Bob Fosse’s egotistical tour through the recesses of his mind and his failing heart, with an amazing Roy Scheider as our alter-ego tour guide. Great turns by Jessica Lange, Ann Reinking and Ben Vereen, great dancing, and fluid directing make this a classic.

12.Time After Time

Silliness played with tongue in cheek makes for a sublime experience as Jack the Ripper is followed to 1979 San Francisco by H.G. Wells. Malcolm McDowell, miles away from his edgy Clockwork Orange persona, nails Wells as a Victorian geek and proto-steampunk hero. David Warner is uitably creepy and Amy Irving is a hoot as the modern day liberated chick Wells falls for. Great fun.

13. The Black Stallion

An old -fashioned high adventure story directed with verve by Carroll Ballard and gorgeously shot by Caleb Deschanel. The story of the love between a boy, a horse, and Mickey Rooney is relentlessly compelling and features unforgettable sequences including a shipwreck and the climactic race. Rooney was never better, young Kelly Reno carries his scenes effortlessly and Terri Garr is great as the mom. The horse is, of course, fantastic.

14. The Jerk

Before he became a neutered family friendly star of dreck, Steve Martin was a stand-up superstar. The Jerk was his first film, and it captured his off-key slightly surreal sensibilities perfectly – an odd blend of smart and dumb, innocence and knowing.
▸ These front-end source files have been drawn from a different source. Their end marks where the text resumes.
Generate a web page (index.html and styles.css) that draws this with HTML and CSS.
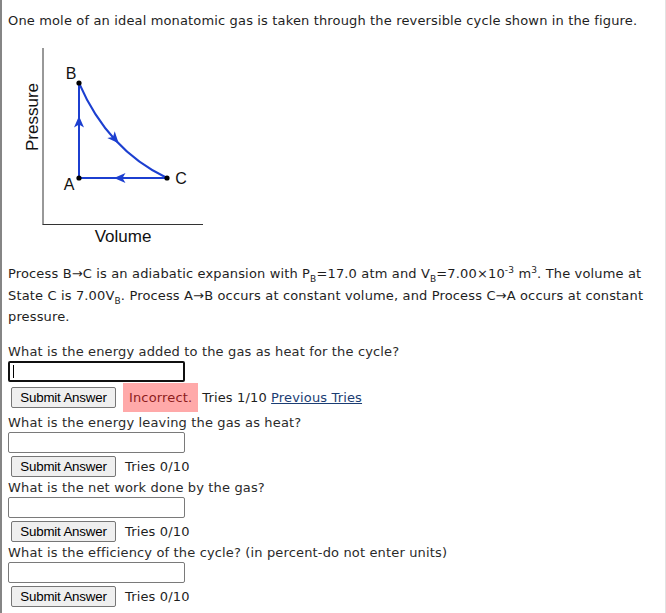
FILE: index.html
```html
<!DOCTYPE html>
<html>
<head>
<meta charset="utf-8">
<link rel="stylesheet" href="styles.css">
</head>
<body>
<div class="page">
  <p class="intro">One mole of an ideal monatomic gas is taken through the reversible cycle shown in the figure.</p>
  <svg class="figure" width="200" height="205" viewBox="0 0 200 205" xmlns="http://www.w3.org/2000/svg">
    <line x1="35" y1="3" x2="35" y2="179.5" stroke="#333" stroke-width="1"/>
    <line x1="34.5" y1="179.5" x2="195" y2="179.5" stroke="#333" stroke-width="1"/>
    <text class="axis" x="24" y="72" transform="rotate(-90 24 72)" text-anchor="middle" dominant-baseline="central">Pressure</text>
    <text class="axis" x="115" y="191" text-anchor="middle" dominant-baseline="central">Volume</text>
    <g fill="none" stroke="#1c3fd0" stroke-width="2">
      <line x1="71" y1="38" x2="71" y2="133"/>
      <line x1="71" y1="133" x2="159" y2="133"/>
      <path d="M71 38 Q100 105 159 133"/>
    </g>
    <g fill="#1c3fd0">
      <path d="M7 0 L-4.5 -5 L-1.5 0 L-4.5 5 Z" transform="translate(71 78) rotate(-90)"/>
      <path d="M7 0 L-4.5 -5 L-1.5 0 L-4.5 5 Z" transform="translate(113 133) rotate(180)"/>
      <path d="M7 0 L-4.5 -5 L-1.5 0 L-4.5 5 Z" transform="translate(106 93) rotate(48)"/>
    </g>
    <g fill="#000">
      <circle cx="71" cy="38" r="2.6"/>
      <circle cx="71" cy="133" r="2.6"/>
      <circle cx="159" cy="133" r="2.6"/>
    </g>
    <text class="pt" x="63" y="28" text-anchor="middle" dominant-baseline="central">B</text>
    <text class="pt" x="61" y="139" text-anchor="middle" dominant-baseline="central">A</text>
    <text class="pt" x="173" y="133" text-anchor="middle" dominant-baseline="central">C</text>
  </svg>
  <p class="problem">Process B→C is an adiabatic expansion with P<sub>B</sub>=17.0 atm and V<sub>B</sub>=7.00×10<sup>-3</sup> m<sup>3</sup>. The volume at State C is 7.00V<sub>B</sub>. Process A→B occurs at constant volume, and Process C→A occurs at constant pressure.</p>

  <div class="q q-first">
    <div class="q-label">What is the energy added to the gas as heat for the cycle?</div>
    <div class="field-wrap"><input class="field focused" type="text"><span class="caret"></span></div>
    <div class="row">
      <button class="submit">Submit Answer</button>
      <span class="badge">Incorrect.</span>
      <span class="tries">Tries 1/10 <a href="#" class="prev">Previous Tries</a></span>
    </div>
  </div>

  <div class="q">
    <div class="q-label">What is the energy leaving the gas as heat?</div>
    <input class="field" type="text">
    <div class="row">
      <button class="submit">Submit Answer</button>
      <span class="tries plain">Tries 0/10</span>
    </div>
  </div>

  <div class="q">
    <div class="q-label">What is the net work done by the gas?</div>
    <input class="field" type="text">
    <div class="row">
      <button class="submit">Submit Answer</button>
      <span class="tries plain">Tries 0/10</span>
    </div>
  </div>

  <div class="q">
    <div class="q-label">What is the efficiency of the cycle? (in percent-do not enter units)</div>
    <input class="field" type="text">
    <div class="row">
      <button class="submit">Submit Answer</button>
      <span class="tries plain">Tries 0/10</span>
    </div>
  </div>
</div>
</body>
</html>
```

FILE: styles.css
```css
html, body {
  margin: 0;
  padding: 0;
  background: #fff;
}
.page {
  width: 666px;
  min-height: 613px;
  box-sizing: border-box;
  border-left: 2px solid #858585;
  border-right: 1px solid #e2e2e2;
  padding: 0 0 0 6px;
  font-family: "DejaVu Sans", Verdana, sans-serif;
  font-size: 13px;
  letter-spacing: 0.15px;
  color: #1e1e1e;
}
.intro {
  margin: 0;
  padding-top: 13px;
  line-height: 16px;
}
.figure {
  display: block;
  margin-top: 16px;
}
.axis {
  font-family: "Liberation Sans", Arial, sans-serif;
  font-size: 17px;
  letter-spacing: 0;
  fill: #111;
}
.pt {
  font-family: "Liberation Sans", Arial, sans-serif;
  font-size: 16px;
  letter-spacing: 0;
  fill: #111;
}
.problem {
  margin: 13px 0 0 0;
  line-height: 21.5px;
  padding-right: 2px;
}
.problem sub, .problem sup {
  font-size: 9px;
  line-height: 0;
}
.q-first {
  margin-top: 16px;
}
.q {
  display: flex;
  flex-direction: column;
  align-items: flex-start;
}
.q + .q {
  margin-top: 3px;
}
.q-label {
  line-height: 16px;
  color: #2a2a2a;
}
.field {
  display: block;
  box-sizing: border-box;
  width: 177px;
  height: 21px;
  margin: 1px 0 0 0;
  border: 1px solid #7a7a7a;
  border-radius: 2px;
  padding: 0 4px;
  background: #fff;
  font: 13px "DejaVu Sans", sans-serif;
}
.field-wrap {
  position: relative;
  margin-top: 1px;
}
.field.focused {
  margin: 0;
  border: 2px solid #101010;
  outline: none;
}
.caret {
  position: absolute;
  left: 5px;
  top: 4px;
  width: 1px;
  height: 13px;
  background: #000;
}
.row {
  display: flex;
  align-items: center;
  margin-top: 3px;
}
.q-first .row {
  margin-top: 1px;
}
.submit {
  box-sizing: border-box;
  height: 21px;
  width: 105px;
  margin-left: 3px;
  padding: 0;
  font-family: "Liberation Sans", Arial, sans-serif;
  font-size: 13.33px;
  letter-spacing: -0.2px;
  color: #000;
  background: #efefef;
  border: 1px solid #767676;
  border-radius: 2px;
}
.badge {
  margin-left: 7px;
  padding: 0 6px;
  height: 29px;
  line-height: 29px;
  background: #ffa9a9;
  color: #8e1d1d;
}
.tries {
  margin-left: 4px;
  color: #1e1e1e;
}
.tries.plain {
  margin-left: 9px;
}
.prev {
  color: #1b3d73;
  text-decoration: underline;
}
```
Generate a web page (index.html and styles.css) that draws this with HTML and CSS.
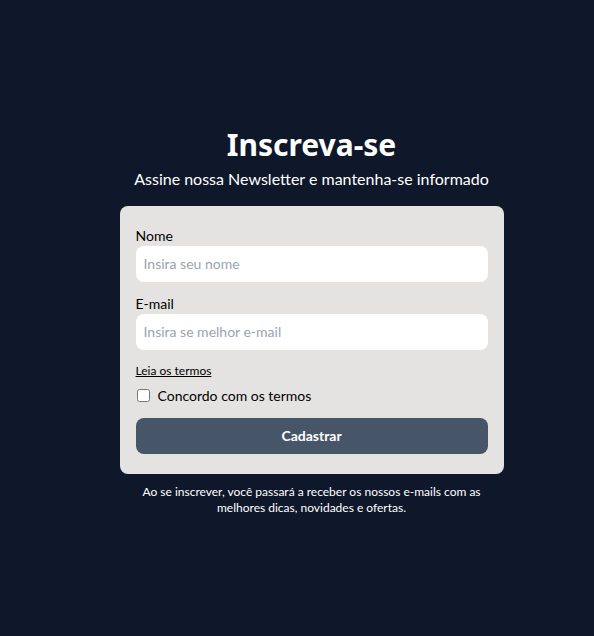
FILE: index.html
```html
<!DOCTYPE html>
<html lang="pt-BR">
<head>
<meta charset="utf-8">
<title>Inscreva-se</title>
<link rel="stylesheet" href="styles.css">
</head>
<body>
<main class="page">
  <section class="wrap">
    <h1 class="title">Inscreva-se</h1>
    <p class="subtitle">Assine nossa Newsletter e mantenha-se informado</p>
    <form class="card">
      <div class="field">
        <label class="label" for="nome">Nome</label>
        <input class="input" id="nome" type="text" placeholder="Insira seu nome">
      </div>
      <div class="field">
        <label class="label" for="email">E-mail</label>
        <input class="input" id="email" type="email" placeholder="Insira se melhor e-mail">
      </div>
      <a class="terms" href="#">Leia os termos</a>
      <label class="check">
        <input class="checkbox" type="checkbox">
        <span>Concordo com os termos</span>
      </label>
      <button class="button" type="button">Cadastrar</button>
    </form>
    <p class="note">Ao se inscrever, você passará a receber os nossos e-mails com as melhores dicas, novidades e ofertas.</p>
  </section>
</main>
</body>
</html>
```
FILE: styles.css
```css
* { box-sizing: border-box; }
html, body { margin: 0; padding: 0; }
body {
  background: #0f172a;
  font-family: "Lato", "Noto Sans", sans-serif;
  color: #fff;
}
.page {
  min-height: 636px;
  display: flex;
  align-items: center;
  justify-content: center;
  padding-left: 29px;
  padding-top: 6px;
}
.wrap {
  width: 384px;
  display: flex;
  flex-direction: column;
  align-items: center;
}
.title {
  margin: 0;
  font-family: "Noto Sans", "Lato", sans-serif;
  font-size: 30px;
  line-height: 36px;
  font-weight: 700;
}
.subtitle {
  margin: 4px 0 0;
  font-size: 16px;
  line-height: 24px;
}
.card {
  margin-top: 15px;
  width: 384px;
  background: #e5e3e1;
  border-radius: 8px;
  padding: 20px 16px;
  display: flex;
  flex-direction: column;
  color: #000;
}
.field {
  display: flex;
  flex-direction: column;
  margin-bottom: 12px;
}
.label {
  font-size: 14px;
  line-height: 20px;
}
.input {
  height: 36px;
  border: none;
  border-radius: 8px;
  background: #fff;
  padding: 0 8px;
  font-family: inherit;
  font-size: 14px;
  color: #000;
  outline: none;
}
.input::placeholder { color: #9ca3af; }
.terms {
  margin-top: 1px;
  font-size: 12px;
  line-height: 16px;
  color: #000;
  text-decoration: underline;
  align-self: flex-start;
}
.check {
  margin-top: 7px;
  display: flex;
  align-items: center;
  gap: 8px;
  font-size: 14px;
  line-height: 20px;
}
.checkbox {
  margin: 0 0 0 1px;
  width: 13px;
  height: 13px;
}
.button {
  margin-top: 12px;
  height: 36px;
  border: none;
  border-radius: 8px;
  background: #475569;
  color: #fff;
  font-family: inherit;
  font-size: 14px;
  font-weight: 700;
}
.note {
  margin: 10px 0 0;
  font-size: 12px;
  line-height: 16px;
  text-align: center;
  padding: 0 16px;
}
```
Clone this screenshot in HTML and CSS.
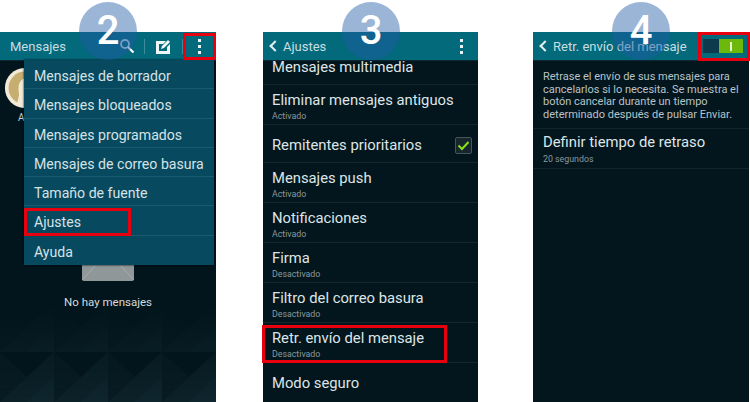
FILE: index.html
```html
<!DOCTYPE html>
<html lang="es">
<head>
    <meta charset="UTF-8">
    <title>Retrasar envío del mensaje</title>
    <link rel="stylesheet" href="styles.css">
</head>
<body>
    <div class="steps">
        <!-- paso 2 -->
        <div class="phone phone-one">
            <div class="bar bar-one">
                <span class="bar-title">Mensajes</span>
                <svg class="icon-search" width="16" height="16" viewBox="0 0 16 16"><circle cx="6" cy="6" r="4" fill="none" stroke="#b9d6de" stroke-width="1.8"/><path d="M9 9L14.5 14.5" stroke="#fff" stroke-width="2.2"/></svg>
                <span class="bar-sep"></span>
                <svg class="icon-compose" width="15" height="15" viewBox="0 0 15 15"><path d="M0 2h10L7 5H3v7h8V8l3-3v10H0z" fill="#eef6f7"/><path d="M5 10l1-3 6-6 2 2-6 6z" fill="#eef6f7"/></svg>
                <span class="bar-sep"></span>
                <span class="dots"><i></i><i></i><i></i></span>
            </div>
            <div class="avatar-col">
                <svg class="avatar" width="42" height="42" viewBox="0 0 46 46"><circle cx="23" cy="23" r="22" fill="#f2ead6"/><circle cx="23" cy="23" r="18" fill="#c6ad70"/><path d="M14 41c2-8 3-10 2-15-1-8 3-14 9-14 6 0 9 5 9 11 0 3 3 5 2 7-1 3-3 2-3 5 0 3 0 5 1 7-6 3-14 3-20-1z" fill="#f2ead6"/></svg>
                <span class="avatar-name">A</span>
            </div>
            <svg class="tiles" width="216" height="100" viewBox="0 0 216 100">
                <defs>
                    <pattern id="tri" width="54" height="50" patternUnits="userSpaceOnUse">
                        <path d="M0 50L54 0V50z" fill="#0c2229"/>
                        <path d="M0 0L27 25L0 50z" fill="#081c23"/>
                        <path d="M27 50L54 25V50z" fill="#0f262e"/>
                    </pattern>
                    <linearGradient id="fade" x1="0" y1="0" x2="0" y2="1">
                        <stop offset="0" stop-color="#fff" stop-opacity="0"/>
                        <stop offset="1" stop-color="#fff"/>
                    </linearGradient>
                    <mask id="fadeMask"><rect width="216" height="100" fill="url(#fade)"/></mask>
                </defs>
                <rect width="216" height="100" fill="url(#tri)" mask="url(#fadeMask)"/>
            </svg>
            <svg class="envelope" width="52" height="16" viewBox="0 0 52 16"><path d="M0 0h52v14a2 2 0 0 1-2 2H2a2 2 0 0 1-2-2z" fill="#8f9799"/><path d="M0 15L14 0M52 15L38 0" stroke="#a7adae" fill="none"/></svg>
            <p class="empty">No hay mensajes</p>
            <ul class="menu">
                <li>Mensajes de borrador</li>
                <li>Mensajes bloqueados</li>
                <li>Mensajes programados</li>
                <li>Mensajes de correo basura</li>
                <li>Tamaño de fuente</li>
                <li>Ajustes</li>
                <li>Ayuda</li>
            </ul>
            <div class="mark mark-dots"></div>
            <div class="mark mark-ajustes"></div>
            <div class="badge">2</div>
        </div>

        <!-- paso 3 -->
        <div class="phone phone-two">
            <div class="bar">
                <span class="back"></span>
                <span class="bar-title">Ajustes</span>
                <span class="dots dots-two"><i></i><i></i><i></i></span>
            </div>
            <div class="row row-clip"><div class="row-title">Mensajes multimedia</div></div>
            <div class="row"><div class="row-title">Eliminar mensajes antiguos</div><div class="row-sub">Activado</div></div>
            <div class="row row-check">
                <div class="row-title">Remitentes prioritarios</div>
                <svg class="check" width="17" height="17" viewBox="0 0 17 17"><rect x=".5" y=".5" width="16" height="16" rx="1.5" fill="#16262c" stroke="#47545a"/><path d="M3.5 8.5l3.5 3.5 6.5-7" fill="none" stroke="#8be01a" stroke-width="2"/></svg>
            </div>
            <div class="row"><div class="row-title">Mensajes push</div><div class="row-sub">Activado</div></div>
            <div class="row"><div class="row-title">Notificaciones</div><div class="row-sub">Activado</div></div>
            <div class="row"><div class="row-title">Firma</div><div class="row-sub">Desactivado</div></div>
            <div class="row"><div class="row-title">Filtro del correo basura</div><div class="row-sub">Desactivado</div></div>
            <div class="row"><div class="row-title">Retr. envío del mensaje</div><div class="row-sub">Desactivado</div></div>
            <div class="row row-last"><div class="row-title">Modo seguro</div></div>
            <div class="mark mark-retr"></div>
            <div class="badge">3</div>
        </div>

        <!-- paso 4 -->
        <div class="phone phone-three">
            <div class="bar">
                <span class="back"></span>
                <span class="bar-title">Retr. envío del mensaje</span>
                <span class="switch"><span class="switch-on"><i></i></span></span>
            </div>
            <p class="intro">Retrase el envío de sus mensajes para cancelarlos si lo necesita. Se muestra el botón cancelar durante un tiempo determinado después de pulsar Enviar.</p>
            <div class="row"><div class="row-title">Definir tiempo de retraso</div><div class="row-sub">20 segundos</div></div>
            <div class="mark mark-switch"></div>
            <div class="badge">4</div>
        </div>
    </div>
</body>
</html>
```

FILE: styles.css
```css
html, body {
    margin: 0;
    padding: 0;
    background: #fff;
}
body {
    font-family: Roboto, "Noto Sans", sans-serif;
    color: #dfe5e6;
    overflow: hidden;
}
.steps {
    display: flex;
    width: 750px;
    height: 402px;
    padding-top: 32px;
    box-sizing: border-box;
}
.phone {
    position: relative;
    height: 370px;
    background: #03161e;
    flex: none;
}
.phone-one {
    width: 216px;
    background: #02151c;
}
.phone-two {
    width: 215px;
    margin-left: 47px;
}
.phone-three {
    width: 216px;
    margin-left: 55px;
}
.bar {
    display: flex;
    align-items: center;
    height: 28px;
    background: #036a7c;
    border-bottom: 1px solid #0b2a33;
    font-size: 13px;
    color: #c9dde1;
}
.bar-one {
    padding-left: 10px;
}
.bar-title {
    flex: 1;
    white-space: nowrap;
}
.back {
    width: 8px;
    height: 8px;
    margin: 0 4px 0 8px;
    border-left: 2px solid #e6f0f2;
    border-bottom: 2px solid #e6f0f2;
    transform: rotate(45deg);
    box-sizing: border-box;
}
.icon-search {
    margin-right: 9px;
}
.icon-compose {
    margin: 0 11px;
}
.bar-sep {
    width: 1px;
    height: 15px;
    background: #3f8c9a;
}
.dots {
    display: flex;
    flex-direction: column;
    gap: 3px;
    width: 3px;
    margin: 0 15px 0 15px;
}
.dots i {
    width: 3px;
    height: 3px;
    background: #e8f1f3;
}
.dots-two {
    margin: 0 15px 0 0;
}
.avatar-col {
    position: absolute;
    left: 4px;
    top: 35px;
    width: 20px;
    overflow: hidden;
}
.avatar {
    display: block;
}
.avatar-name {
    display: block;
    margin: 3px 0 0 14px;
    font-size: 10px;
    color: #c6cfd2;
}
.tiles {
    position: absolute;
    left: 0;
    bottom: 0;
}
.envelope {
    position: absolute;
    left: 82px;
    top: 233px;
}
.empty {
    position: absolute;
    left: 0;
    right: 0;
    top: 263px;
    margin: 0;
    text-align: center;
    font-size: 11.5px;
    color: #d5dadb;
}
.menu {
    position: absolute;
    left: 24px;
    top: 28px;
    width: 190px;
    height: 205px;
    margin: 0;
    padding: 0;
    list-style: none;
    background: #07495f;
    box-shadow: 0 0 2px #000;
}
.menu li {
    height: 29.3px;
    line-height: 33px;
    padding-left: 10px;
    box-sizing: border-box;
    font-size: 14.1px;
    color: #d6e2e5;
    border-bottom: 1px solid #1a5a6e;
}
.menu li:last-child {
    border-bottom: none;
}
.row {
    display: flex;
    flex-direction: column;
    justify-content: center;
    height: 40px;
    padding: 4px 0 0 9px;
    box-sizing: border-box;
    border-bottom: 1px solid #14262d;
}
.row-clip {
    height: 24px;
    justify-content: flex-end;
    padding: 0 0 8px 9px;
}
.row-check {
    flex-direction: row;
    align-items: center;
    justify-content: space-between;
    height: 38px;
    padding: 4px 6px 0 9px;
}
.row-last {
    padding-top: 1px;
    border-bottom: none;
}
.row-title {
    font-size: 14.8px;
    line-height: 17px;
    white-space: nowrap;
}
.row-sub {
    font-size: 8.8px;
    line-height: 11px;
    margin-top: 2px;
    color: #8c989c;
}
.intro {
    margin: 0;
    padding: 10px 10px 7px;
    font-size: 11px;
    line-height: 12.5px;
    color: #b9c3c6;
    border-bottom: 1px solid #14262d;
}
.phone-three .row {
    padding: 1px 0 0 10px;
}
.phone-three .row-sub {
    margin-top: 3px;
}
.switch {
    display: flex;
    justify-content: flex-end;
    width: 40px;
    height: 14px;
    margin-right: 6px;
    background: #0d3a4c;
}
.switch-on {
    display: flex;
    align-items: center;
    justify-content: center;
    width: 24px;
    height: 14px;
    background: #6cb90c;
}
.switch-on i {
    width: 2px;
    height: 9px;
    background: #e8f5d0;
}
.mark {
    position: absolute;
    border: 3px solid #e8000e;
    box-sizing: border-box;
}
.mark-dots {
    left: 183px;
    top: 1px;
    width: 33px;
    height: 27px;
}
.mark-ajustes {
    left: 24px;
    top: 176px;
    width: 107px;
    height: 28px;
}
.mark-retr {
    left: -1px;
    top: 293px;
    width: 185px;
    height: 38px;
}
.mark-switch {
    left: 165px;
    top: 0;
    width: 52px;
    height: 29px;
}
.badge {
    position: absolute;
    top: -30px;
    left: 79px;
    width: 58px;
    height: 58px;
    border-radius: 50%;
    background: rgba(31, 92, 164, 0.45);
    color: #fff;
    font-size: 40px;
    font-weight: 500;
    line-height: 58px;
    text-align: center;
}
```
As Navin P. Johnson, a man searching for his “special purpose”, Martin goes on the quintessential rags-to-riches American dream story, but one in which maniacs shoot at cans, inventions go very wrong, and dominatrix circus performers have their way with you. His first and probably his best.

15. The Great Santini

It’s military man Robert Duvall versus resentful son and future Jackie’s husband on Roseanne Michael O’Keefe in this flick that was badly handled by the studio until Duvall started to get Oscar buzz and recieved a best actor nom. Duvall challenges our sympathy for him as a guy who can handle every challenge except his own family. One of his best roles.